Jeff Garzik wrote:
Luben Tuikov wrote:
I never contended that userspace should be moved away from HCIL.
Then, by implication, SAS and FC must continue to maintain HCIL<->device
maps.
Yes, but not in the SAS/ FC/ iSCSI/ USB/ SBP-2/... low-level. HCIL does
not exist there. HCIL is only a bonus for the interface to userspace.

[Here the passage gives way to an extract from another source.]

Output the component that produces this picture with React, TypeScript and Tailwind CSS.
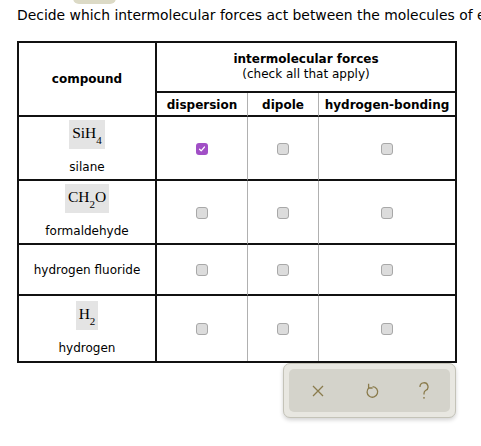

Therefore HCIL should be sticked to those devices by the core, somewhere
close to the surface to userspace. The low-level should never care that
arbitrary HCIL tuples should be added for some applications in
userspace. Moreover...
What I contend is that _internally_ SCSI Core start moving
away from HCIL and towards SAM.
...the whole notion that low level provides "hosts", "channels" etc. is
often wrong. usb_storage and sbp2 always had to resort to a one target =
one "host" implementation for several reasons. But there is no "host",
there is only a bunch of targets.
[...]
You will never be able to eliminate transport-specific code. That's the
whole point of transport classes: encapsulate common transport code.
Call it a transport library, rather than a class, if "class" gives
people the shivers.
Example: I have access to SAS+SATA host controllers from Adaptec and
Company X. Both are largely software-based, directly controlling the
PHY ports and manually performing all SAS+SATA discovery.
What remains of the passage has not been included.